Sunday, April 3, 2011

The Survey: Reconstructions


Just finished David Silkenat's new book Moments of Despair: Suicide, Divorce, & Debt in Civil War Era North Carolina, (UNC Press, 2011). A great read, its pushing me to rethink my usual approach to Reconstruction. For the past few years, I've spent a lot of time trying to recover the vigilante horror of the Ku Klux Klan, using it to flag the virulent racism that characterized the South at the time, along with the role of vigilantism generally in American legal history (meanwhile providing context to the Slaughterhouse Cases, United States v. Cruickshank, and so on).

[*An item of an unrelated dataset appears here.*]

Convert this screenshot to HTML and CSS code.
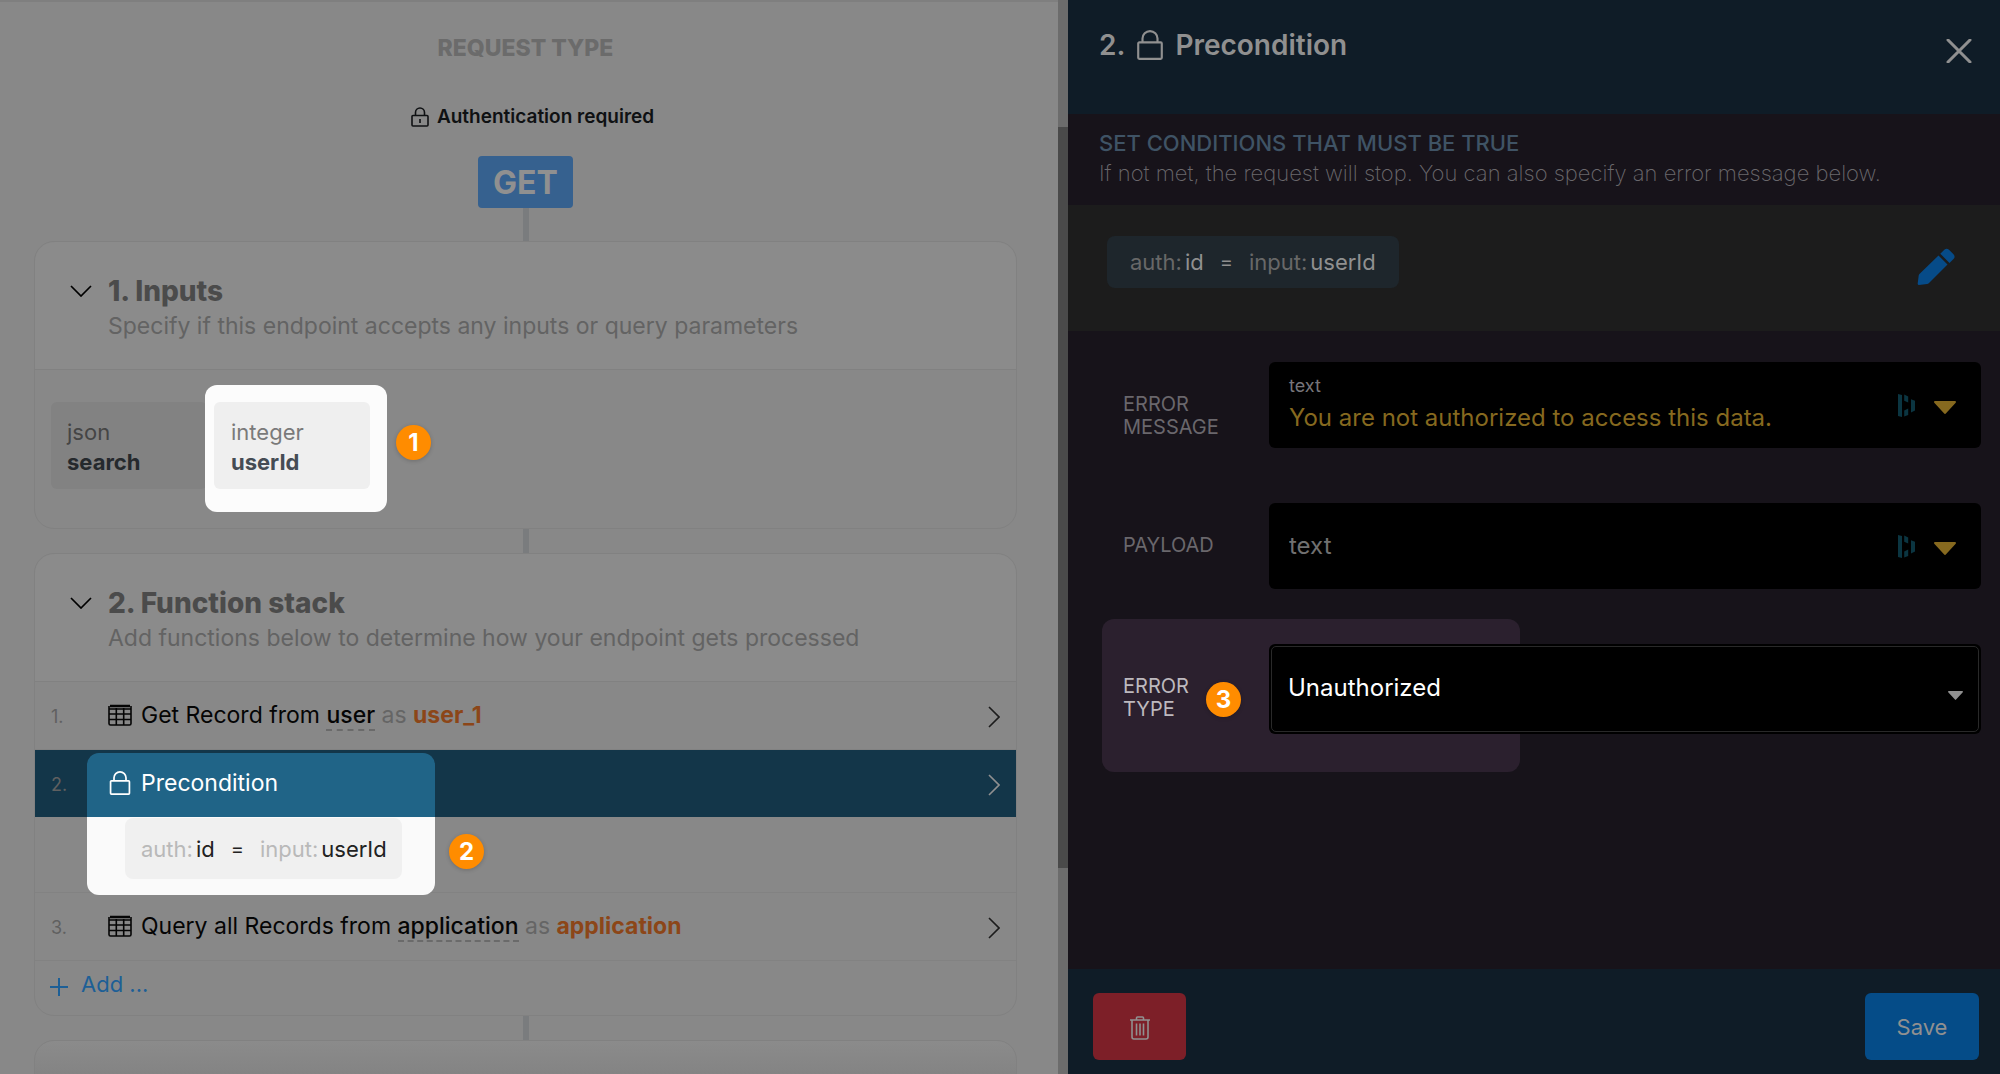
FILE: index.html
```html
<!DOCTYPE html>
<html lang="en">
<head>
    <meta charset="UTF-8">
    <meta name="viewport" content="width=device-width, initial-scale=1.0">
    <title>Precondition</title>
    <link rel="stylesheet" href="styles.css">
</head>
<body>
    <svg class="sprite" aria-hidden="true">
        <symbol id="i-down" viewBox="0 0 22 12"><path d="M1 1l10 10L21 1" fill="none" stroke="currentColor" stroke-width="1.700"/></symbol>
        <symbol id="i-right" viewBox="0 0 12 22"><path d="M1 1l10 10L1 21" fill="none" stroke="currentColor" stroke-width="1.600"/></symbol>
        <symbol id="i-lock" viewBox="0 0 24 28"><path d="M2 11.500h20a1 1 0 0 1 1 1V26a1 1 0 0 1-1 1H2a1 1 0 0 1-1-1V12.500a1 1 0 0 1 1-1zM5 11.500V8a7 7 0 0 1 14 0v3.500" fill="none" stroke="currentColor" stroke-width="2"/></symbol>
        <symbol id="i-table" viewBox="0 0 24 22"><path d="M2 1.500h20M2 2.500h20M1 2v17.500a1.500 1.500 0 0 0 1.500 1.500h19a1.500 1.500 0 0 0 1.500-1.500V2M1 5h22M1 10h22M1 15.500h22M8.300 4v17M15.700 4v17" fill="none" stroke="currentColor" stroke-width="1.600"/></symbol>
        <symbol id="i-bars" viewBox="0 0 17 23"><path d="M0 0l4 1v22l-4-1zM6.200.600l4 1.800v6l-4-1.600zM6.200 16.400l4-1.800v6.400l-4 1.600zM13 5.200l4 1.600v9.800l-4 1.800z" fill="currentColor"/></symbol>
        <symbol id="i-caret" viewBox="0 0 22 13"><path d="M1 0h20a1 1 0 0 1 .7 1.700L11.800 12.500a1 1 0 0 1-1.600 0L.3 1.700A1 1 0 0 1 1 0z" fill="currentColor"/></symbol>
    </svg>

    <main class="builder">
        <h1>REQUEST TYPE</h1>
        <div class="auth">
            <svg width="18" height="20" viewBox="0 0 18 20"><path d="M2 8.500h14a1 1 0 0 1 1 1V18a1 1 0 0 1-1 1H2a1 1 0 0 1-1-1V9.500a1 1 0 0 1 1-1zM4.500 8.500V5.500a4.500 4.500 0 0 1 9 0v3M9 12v4" fill="none" stroke="currentColor" stroke-width="1.600"/></svg>
            Authentication required
        </div>
        <div class="method">GET</div>
        <div class="link long"></div>

        <section class="card">
            <header class="card-head">
                <svg class="toggle" width="22" height="12"><use href="#i-down"/></svg>
                <h2>1. Inputs</h2>
                <p>Specify if this endpoint accepts any inputs or query parameters</p>
            </header>
            <div class="inputs">
                <div class="param">
                    <span class="type">json</span>
                    <span class="name">search</span>
                </div>
                <div class="param lit">
                    <div class="spot"></div>
                    <span class="type">integer</span>
                    <span class="name">userId</span>
                    <span class="badge">1</span>
                </div>
            </div>
        </section>
        <div class="link"></div>

        <section class="card">
            <header class="card-head">
                <svg class="toggle" width="22" height="12"><use href="#i-down"/></svg>
                <h2>2. Function stack</h2>
                <p>Add functions below to determine how your endpoint gets processed</p>
            </header>
            <div class="step">
                <div class="row">
                    <span class="num">1.</span>
                    <svg class="icon" width="24" height="22"><use href="#i-table"/></svg>
                    <span class="label">Get Record from <a href="#user">user</a> <i>as</i> <b>user_1</b></span>
                    <svg class="more" width="12" height="22"><use href="#i-right"/></svg>
                </div>
            </div>
            <div class="step current">
                <div class="spot"></div>
                <div class="row">
                    <span class="num">2.</span>
                    <svg class="icon" width="24" height="24"><use href="#i-lock"/></svg>
                    <span class="label">Precondition</span>
                    <svg class="more" width="12" height="22"><use href="#i-right"/></svg>
                </div>
                <div class="cond">
                    <span class="src">auth:</span><span class="var">id</span>
                    <span class="op">=</span>
                    <span class="src">input:</span><span class="var">userId</span>
                </div>
                <span class="badge">2</span>
            </div>
            <div class="step">
                <div class="row">
                    <span class="num">3.</span>
                    <svg class="icon" width="24" height="22"><use href="#i-table"/></svg>
                    <span class="label">Query all Records from <a href="#application">application</a> <i>as</i> <b>application</b></span>
                    <svg class="more" width="12" height="22"><use href="#i-right"/></svg>
                </div>
            </div>
            <button class="add" type="button">
                <svg width="18" height="18" viewBox="0 0 18 18"><path d="M9 0v18M0 9h18" stroke="currentColor" stroke-width="2"/></svg>
                Add ...
            </button>
        </section>
        <div class="link"></div>

        <section class="card next"></section>
    </main>

    <div class="scrollbar"><div class="thumb"></div></div>

    <aside class="panel">
        <header class="panel-head">
            <h2>2. <svg width="26" height="30"><use href="#i-lock"/></svg> Precondition</h2>
            <button class="close" type="button" aria-label="Close">
                <svg width="26" height="24" viewBox="0 0 26 24"><path d="M2 1l22 22M24 1L2 23" stroke="currentColor" stroke-width="3" stroke-linecap="round"/></svg>
            </button>
        </header>
        <div class="intro">
            <h3>SET CONDITIONS THAT MUST BE TRUE</h3>
            <p>If not met, the request will stop. You can also specify an error message below.</p>
        </div>
        <div class="expression">
            <div class="cond">
                <span class="src">auth:</span><span class="var">id</span>
                <span class="op">=</span>
                <span class="src">input:</span><span class="var">userId</span>
            </div>
            <button class="edit" type="button" aria-label="Edit">
                <svg width="38" height="38" viewBox="0 0 38 38"><path d="M21.500 7.500l9 9L12 35q-.8.800-2 1l-8 1q-1.500 0-1.300-1.500l1-8q.2-1 1-1.800zM23.300 5.700l4-4q2.300-1.900 4.700 0l4.500 4.500q2.200 2.500 0 4.800l-4 4z" fill="currentColor"/></svg>
            </button>
        </div>
        <form class="form">
            <div class="field">
                <label for="message">ERROR MESSAGE</label>
                <div class="box">
                    <div class="value">
                        <span class="hint">text</span>
                        <input type="text" id="message" value="You are not authorized to access this data.">
                    </div>
                    <svg class="bars" width="17" height="23"><use href="#i-bars"/></svg>
                    <svg class="caret" width="22" height="13"><use href="#i-caret"/></svg>
                </div>
            </div>
            <div class="field">
                <label for="payload">PAYLOAD</label>
                <div class="box">
                    <div class="value">
                        <input type="text" id="payload" placeholder="text">
                    </div>
                    <svg class="bars" width="17" height="23"><use href="#i-bars"/></svg>
                    <svg class="caret" width="22" height="13"><use href="#i-caret"/></svg>
                </div>
            </div>
            <div class="field lit">
                <div class="spot"></div>
                <label for="errorType">ERROR TYPE</label>
                <div class="box select">
                    <select id="errorType">
                        <option>Unauthorized</option>
                    </select>
                    <svg class="arrow" width="15" height="9"><use href="#i-caret"/></svg>
                </div>
                <span class="badge">3</span>
            </div>
        </form>
        <footer class="panel-foot">
            <button class="delete" type="button" aria-label="Delete">
                <svg width="20" height="24" viewBox="0 0 20 24"><path d="M0 4h20M6.500 4V2a1 1 0 0 1 1-1h5a1 1 0 0 1 1 1v2M2 4v17a2 2 0 0 0 2 2h12a2 2 0 0 0 2-2V4M6.500 7.500v12M10 7.500v12M13.500 7.500v12" fill="none" stroke="currentColor" stroke-width="1.600"/></svg>
            </button>
            <button class="save" type="button">Save</button>
        </footer>
    </aside>
</body>
</html>
```
FILE: styles.css
```css
* {
    margin: 0;
    padding: 0;
    box-sizing: border-box;
}

body {
    display: grid;
    grid-template-columns: minmax(0, 1fr) 10px 46.6%;
    height: 100vh;
    overflow: hidden;
    font-family: Inter, "Liberation Sans", sans-serif;
    font-size: 24px;
    background: #888;
}

button,
input,
select {
    font: inherit;
    color: inherit;
    background: none;
    border: none;
}

svg {
    flex: none;
}

.sprite {
    position: absolute;
    width: 0;
    height: 0;
}

/* left side: endpoint builder */
.builder {
    display: flex;
    flex-direction: column;
    overflow: hidden;
    padding: 32px 41px 0 34px;
    border-top: 2px solid #7f7f7f;
}

.builder > * {
    flex: none;
}

h1 {
    font-size: 23px;
    font-weight: 800;
    line-height: 28px;
    text-align: center;
    color: #6b6b6b;
}

.auth {
    display: flex;
    align-items: center;
    justify-content: center;
    gap: 8px;
    margin: 43px 0 27px 14px;
    font-size: 19px;
    font-weight: 600;
    line-height: 24px;
    color: #0f1113;
}

.method {
    align-self: center;
    padding: 1px 15px 0;
    border-radius: 4px;
    font-size: 32px;
    font-weight: 700;
    line-height: 51px;
    color: #909090;
    background: #36618f;
}

.link {
    align-self: center;
    width: 6px;
    height: 24px;
    background: #7a7c7e;
}

.link.long {
    height: 33px;
}

.card {
    border: 1px solid #818181;
    border-radius: 20px;
}

.card-head {
    position: relative;
    padding: 31px 32px 26px 73px;
    border-bottom: 1px solid #818181;
    border-radius: 20px 20px 0 0;
    background: #8b8b8b;
}

.card-head h2 {
    font-size: 28px;
    font-weight: 800;
    line-height: 36px;
    color: #4b4b4b;
}

.card-head p {
    font-size: 23px;
    line-height: 34px;
    color: #636363;
}

.toggle {
    position: absolute;
    top: 43px;
    left: 35px;
}

.inputs {
    display: flex;
    gap: 7px;
    padding: 32px 16px 39px;
}

.param {
    position: relative;
    display: flex;
    flex-direction: column;
    min-width: 156px;
    padding: 15px 16px 12px;
    border-radius: 6px;
    font-size: 22px;
    line-height: 30px;
    background: #828282;
}

.param .type {
    color: #454545;
}

.param .name {
    font-weight: 700;
    color: #25292d;
}

.param.lit {
    z-index: 1;
    padding-left: 17px;
}

.param.lit .type {
    color: #7a7a7a;
}

.param.lit .name {
    color: #454c54;
}

.spot {
    position: absolute;
    z-index: -1;
    border-radius: 12px;
}

.param .spot {
    z-index: -2;
    inset: -17px -17px -23px -9px;
    background: #fcfcfc;
}

/* repaint the chip over its highlight */
.param.lit::before {
    content: "";
    position: absolute;
    z-index: -1;
    inset: 0;
    border-radius: 6px;
    background: #efefef;
}

.badge {
    position: absolute;
    display: flex;
    align-items: center;
    justify-content: center;
    width: 35px;
    height: 35px;
    border-radius: 50%;
    font-size: 24px;
    font-weight: 700;
    line-height: 35px;
    color: #fff;
    background: #ff8c00;
    box-shadow: 0 1px 4px rgba(0, 0, 0, 0.2);
}

.param .badge {
    top: 23px;
    left: 182px;
}

.step {
    position: relative;
    border-bottom: 1px solid #828282;
}

.row {
    display: flex;
    align-items: center;
    padding: 17px 16px 18px;
    font-size: 23px;
    line-height: 32px;
    color: #050505;
}

.num {
    width: 57px;
    margin-top: 3px;
    font-size: 18px;
    line-height: 29px;
    color: #606060;
}

.label {
    flex: 1;
    margin-left: 9px;
}

.label a {
    font-weight: 500;
    color: inherit;
    text-decoration: none;
    border-bottom: 2px dashed #6a6a6a;
}

.label i {
    font-style: normal;
    color: #656565;
}

.label b {
    font-weight: 700;
    color: #8c4618;
}

.more {
    margin-top: 4px;
    color: #1c1c1c;
}

.current {
    z-index: 1;
}

.current .row {
    color: #fff;
    background: #133649;
}

.current .icon,
.current .label {
    position: relative;
    z-index: 1;
}

.current .more {
    color: #909090;
}

.current .spot {
    z-index: 0;
    top: 3px;
    left: 52px;
    width: 348px;
    height: 142px;
    background: linear-gradient(#206487 64px, #fafafa 64px);
}

.cond {
    position: relative;
    z-index: 1;
    display: flex;
    align-items: center;
    width: max-content;
    font-size: 22px;
}

.cond .src {
    margin-right: 3px;
}

.cond .op {
    margin: 0 16px;
    font-size: 20px;
}

.step .cond {
    height: 61px;
    margin: 1px 0 13px 90px;
    padding: 0 15px 0 16px;
    border-radius: 8px;
    color: #222;
    background: #f0f0f0;
}

.step .cond .src {
    color: #b9b9b9;
}

.step .badge {
    top: 84px;
    left: 414px;
}

.add {
    display: flex;
    align-items: center;
    gap: 13px;
    padding: 8px 15px 16px;
    font-size: 22px;
    line-height: 30px;
    color: #1d5f96;
}

.add svg {
    margin-top: 6px;
}

.next {
    height: 120px;
    background: linear-gradient(#8b8b8b, #828282 40px);
}

.scrollbar {
    background: #6c6c6c;
}

.thumb {
    height: 69%;
    margin-top: 127px;
    background: #4a4a4a;
}

/* right side: precondition settings */
.panel {
    display: flex;
    flex-direction: column;
    color: #909090;
    background: #17131a;
}

.panel-head {
    display: flex;
    justify-content: space-between;
    align-items: flex-start;
    height: 114px;
    padding: 27px 28px 0 31px;
    background: #0f1c27;
}

.panel-head h2 {
    display: flex;
    align-items: center;
    gap: 12px;
    font-size: 28px;
    font-weight: 600;
    line-height: 36px;
}

.close {
    height: 24px;
    margin-top: 12px;
}

.intro {
    height: 91px;
    padding: 15px 31px 0;
    font-size: 22px;
}

.intro h3 {
    font-size: 22px;
    font-weight: 500;
    line-height: 29px;
    color: #3f5365;
}

.intro p {
    font-weight: 200;
    line-height: 30px;
    color: #6a686c;
}

.expression {
    display: flex;
    justify-content: space-between;
    align-items: flex-start;
    height: 126px;
    padding: 31px 45px 0 39px;
    background: #1c1c1c;
}

.expression .cond {
    height: 52px;
    padding: 0 23px;
    border-radius: 8px;
    background: #1e262c;
}

.expression .src {
    color: #686868;
}

.edit {
    height: 38px;
    margin-top: 12px;
    color: #064b88;
}

.form {
    flex: 1;
    padding: 31px 19px 0 55px;
}

.field {
    position: relative;
    z-index: 0;
    display: flex;
    margin-bottom: 55px;
}

.field label {
    width: 146px;
    padding: 31px 46px 0 0;
    font-size: 20px;
    line-height: 23px;
    color: #6a676c;
}

.box {
    flex: 1;
    display: flex;
    align-items: center;
    height: 86px;
    padding: 0 25px 0 20px;
    border-radius: 6px;
    background: #000;
}

.value {
    flex: 1;
    display: flex;
    flex-direction: column;
    padding-bottom: 2px;
}

.hint {
    margin-bottom: 5px;
    font-size: 18px;
    line-height: 22px;
    color: #77757a;
}

.value input {
    height: 32px;
    color: #86691f;
}

.value input::placeholder {
    color: #707070;
    opacity: 1;
}

.bars {
    margin-right: 19px;
    color: #0b3541;
}

.caret {
    margin-top: 5px;
    color: #86691f;
}

.box.select {
    position: relative;
    height: 90px;
    padding: 2px;
}

.box select {
    flex: 1;
    height: 86px;
    padding: 0 16px 4px;
    border: 1px solid #292929;
    border-radius: 5px;
    appearance: none;
    color: #fff;
    background: #000;
}

.arrow {
    position: absolute;
    top: 47px;
    right: 18px;
    pointer-events: none;
}

.field.lit label {
    color: #bdb9be;
}

.field .spot {
    top: -25px;
    left: -21px;
    width: 418px;
    height: 153px;
    background: #2b202e;
}

.field .badge {
    top: 38px;
    left: 83px;
}

.panel-foot {
    display: flex;
    justify-content: space-between;
    padding: 24px 21px 14px 25px;
    background: #0f1c27;
}

.panel-foot button {
    height: 67px;
    border-radius: 6px;
    font-size: 22px;
}

.delete {
    width: 93px;
    background: #7d1f28;
}

.delete svg {
    vertical-align: middle;
}

.save {
    width: 114px;
    background: #054c88;
}
```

Helpful in this task have been Charles Lane's Day Freedom Died: The Colfax Massacre, the Supreme Court, and the Betrayal of Reconstruction John Witt's "Exodus of Elias Hill," in Patriots & Cosmopolitans, and Glenda Gilmore's Gender & Jim Crow: Women and the Politics of White Supremacy in North Carolina, 1896-1920. Yet, Silkenat's book paints a more complex portrait of the white South than any of the above, not simply a gang of bloodthirsty terrorists, but a profoundly broken, despondent group. Interestingly, the story coincides with the history of vice in the region (the focus of a new seminar I'm running at SLU). According to David Courtwright, southern whites had one of the highest morphine rates in the country following the war, partly due to "a pervasive depression." No one was more depressed, argues Courtwright, than former plantation owners, who also led the way in opium addiction. By the 1890s, opium had been joined by cocaine, prompting pharmacists to mix it with soda in Atlanta, and adding to an insurgent vice culture that I now think was beginning to characterize the region. In fact, one of the most interesting studies of the issue, conducted by Jeffrey Clayton Foster, shows that vice, and particularly drug use, were fueling integrated drug binges in places like Chattanooga and Knoxville. Here, some of the integrated prostitution cases in Julie Novkov's Racial Union: Law, Intimacy, and the White State in Alabama, come to mind, many involving not just sex, but also alcohol and drugs. Could C. Vann Woodward be right after all? Was there a moment of possibility for integration ... albeit fueled by depression and vice?